Non sono un esperto di tennis, il mio rapporto con l’uso delle racchette si ferma al ping-pong (dove peraltro, nella prima adolescenza, ero piuttosto coriaceo). Me ne appassionai tardi, attorno ai dieci anni, conquistato da tre cose: le sassate di Pat Rafter, gli smash di Sampras, quell’istrione di Andre Agassi (il mio primo amore, legnato senza pietà in tre set nella finale di Wimbledon ’99 dall’altro americano, quello con la lingua di fuori).
Detesto Nadal. In realtà, probabilmente, c’è del freudiano, ché siamo quasi coetanei e sapere che è bello, talentuoso e famoso è una cosa che sinceramente ho sempre digerito come la peperonata dopo l’ammazzacaffè.

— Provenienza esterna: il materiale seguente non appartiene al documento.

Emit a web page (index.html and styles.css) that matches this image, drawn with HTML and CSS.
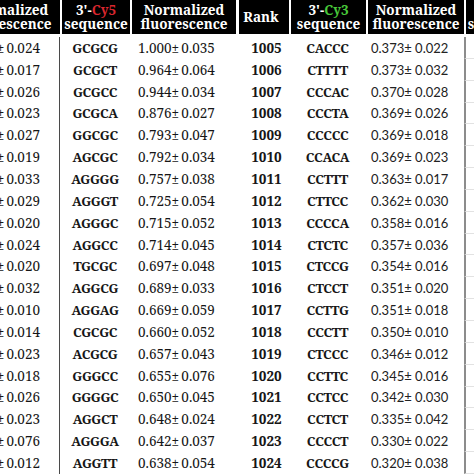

Gli spagnoli li trovavo accettabili quando monopolizzavano il Roland Garros (torneo che non mi ha mai appassionato alla follia, e che nel mio gusto è il quarto Slam per importanza) e quivi si dividevano la finale a suon di rovesci bimani (o quando andava bene in back) e dritti lungolinea da ogni posizione del campo. Mi ricordo, per esempio, una noiosissima finale Albert Costa – Mosquito Ferrero ai limiti del senza senso.
Poi, giustamente, il loro tennis da “hic sunt leones” (dove “hic” significava “mezzo metro al di qua della linea di fondo”) veniva risucchiato nell’oblio per il resto dell’anno.
Senza andare dietro alle illazioni sul doping (“Ecco, gli sportivi spagnoli son tutti drogati”: siamo seri…), Nadal ha applicato la maratona alla pesistica; quindi, ha applicato questo strano ibrido al tennis.
In campo lo trovo insopportabile, a cominciare dal preambolo al primo game del primo set: quello scattino mordente composto da tre falcate rapide per andare a posizionarsi dietro la linea di fondo, come a dire “mangerò il campo anche oggi” è sempre stato una irritante dimostrazione muscolare.
Intendiamoci, Rafa ha tocco: ha la sensibilità di un pianista con la resistenza alla fatica di un lattoniere. Ricordo di suoi punti in assoluto recupero, con la palla a ormai dieci centimetri da terra, che diventano dei cross di dritto con un angolo impensabile.
La stoffa c’è.
È un mancino indotto, nel senso che è destrorso in tutto (scrivere, mangiare, suppongo scazzottarsi) ma che utilizza la sinistra per giocare: questo gli dà un primo vantaggio tecnico, perché gioca il colpo forte (il dritto incrociato) sul colpo generalmente debole dell’avversario (il rovescio), con la possibilità di giocarlo aperto o chiuso.
Corre come un indemoniato, e contro di lui “devi fare il punto tre volte” (la definizione è del mahatma Rino Tommasi): la sua strepitosa vigoria atletica gli consente di andare a raccattare la stragrande maggioranza dei colpi dell’avversario.
Chi gioca contro Nadal gioca contro un muro; sillogisticamente, chi tifa per Nadal tifa per un muro.
Questo il suo stile di gioco: allungare lo scambio. È la tecnica dei pessimi giocatori di scacchi (categoria cui io appartengo ampiamente), il cui unico modo di giocare è condurre scriteriatamente la partita cercando di mangiare pezzo per pezzo lo schieramento avversario.
Se alla fine ho più pezzi io, vinco; se ne ho di meno, perdo.
Nadal fa lo stesso: cerca di isolare il Re avversario mediante una serie di passaggi molto obbligati, molto concreti, molto noiosi.
Pallate insistenti per aprirsi il campo, vincente per chiudere il punto. Zero rischi, zero follia, zero sorpresa: se prende lui in mano lo scambio, sei un uomo finito.
Il punto è che ha una tenuta fisica impressionante che gli consente di giocare in questo modo per quattro, cinque, a volte anche sei ore. Un logoramento fisico, quello dell’avversario, cui va di pari passo il logoramento psicologico – ne sa qualcosa Re Roger, che oramai vive una sorta di dramma kubrickiano ogni volta che si trova davanti l’arzillo maiorchino.
Dopo questo incontro di boxe travestito da tennis, di solito vince. E di solito, il pubblico esulta: come si faccia ad apprezzare questo tipo di tennis, resta per me un mistero per solutori più che abili.